# What does ovulation pain feel like?



## jkg (May 28, 2005)

Today I had some painful twinges in the area of my left ovary. It lasted for about 15-20 minutes. My son was born 13 months ago and AF has not returned (we're nursing), so I'm wondering if I ovulated. I'm hoping it's not a symptom of another ovarian cyst...


----------



## Kharen (May 27, 2004)

While I think each woman (who notices O pain) probably experiences mittleshmertz differently, I don't think you should be in actual pain. I've heard of women experiencing crampy twinges or a dull ache -- and I've felt both. Actually, if you have a copy of Toni Weschler's "Taking Charge of Your Fertility," you'll see that she puts mittleshmertz into three different categories -- dull ache, slight cramping, and twinges -- each indicating a different part of the O process.

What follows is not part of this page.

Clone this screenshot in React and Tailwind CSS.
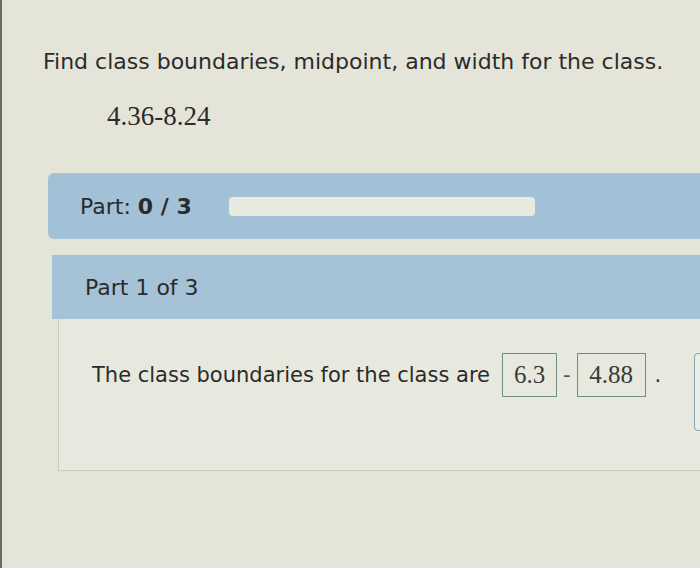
export default function App() {
  const serif = { fontFamily: '"Liberation Serif", "Times New Roman", serif' };
  return (
    <div className="w-[700px] h-[568px] overflow-hidden bg-[#e4e5d8] text-[#2b2b2b] border-l-2 border-[#6b6b66]" style={{ fontFamily: '"DejaVu Sans", Verdana, sans-serif' }}>
      <div className="pt-[47px] pl-[41px]">
        <p className="text-[22px] leading-[30px] whitespace-nowrap">Find class boundaries, midpoint, and width for the class.</p>
        <p className="mt-[22px] ml-[64px] text-[27px] leading-[34px]" style={serif}>4.36-8.24</p>
      </div>

      {/* Progress bar */}
      <div className="mt-[40px] ml-[46px] h-[66px] bg-[#a3c1d6] rounded-l-[6px] flex items-center pl-[32px]">
        <span className="text-[22px] whitespace-nowrap">Part: <b>0 / 3</b></span>
        <div className="ml-[37px] w-[306px] h-[19px] rounded-[4px] bg-[#e8eadf]" />
      </div>

      {/* Part panel */}
      <div className="mt-[16px] ml-[50px]">
        <div className="h-[64px] bg-[#a6c2d7] flex items-center pl-[33px]">
          <span className="text-[22px]">Part 1 of 3</span>
        </div>
        <div className="ml-[6px] h-[152px] bg-[#e8e9de] border-l border-b border-[#c9cbc0] pl-[33px] pt-[34px]">
          <div className="flex items-start text-[21px] whitespace-nowrap">
            <span className="mt-[7px] shrink-0">The class boundaries for the class are</span>
            <div className="shrink-0 ml-[12px] w-[55px] h-[44px] border border-[#6e8e86] flex items-center justify-center text-[25px] text-[#3a3a3a]" style={serif}>6.3</div>
            <span className="shrink-0 mx-[6px] mt-[7px] text-[#555]">-</span>
            <div className="shrink-0 w-[69px] h-[44px] border border-[#6e8e86] flex items-center justify-center text-[25px] text-[#3a3a3a]" style={serif}>4.88</div>
            <span className="shrink-0 ml-[9px] mt-[7px]">.</span>
            <div className="shrink-0 ml-[33px] w-[20px] h-[78px] border border-[#8aa7b8] rounded-l-[4px] bg-[#eceee3]" />
          </div>
        </div>
      </div>
    </div>
  );
}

This cycle, I felt a definite O sensation -- a dull ache that lasted for about an hour or two -- and lo and behold, my temp was up the next day, confirming that I had O'ed. But I had also felt some twinges a few days earlier, on both sides, at various points, and each time, I thought the twinges were O pain. So, it's hard to say, definitively, what sensation is an O pain, what sensation is just a random pain, and what might be indicative of a medical concern. This is where charting can be extremely helpful because it can corroborate any other information your body is giving you. I realize it's difficult to chart, though, when you're BFing.

Did you notice fertile cervical fluid around the time you felt the twinges?


----------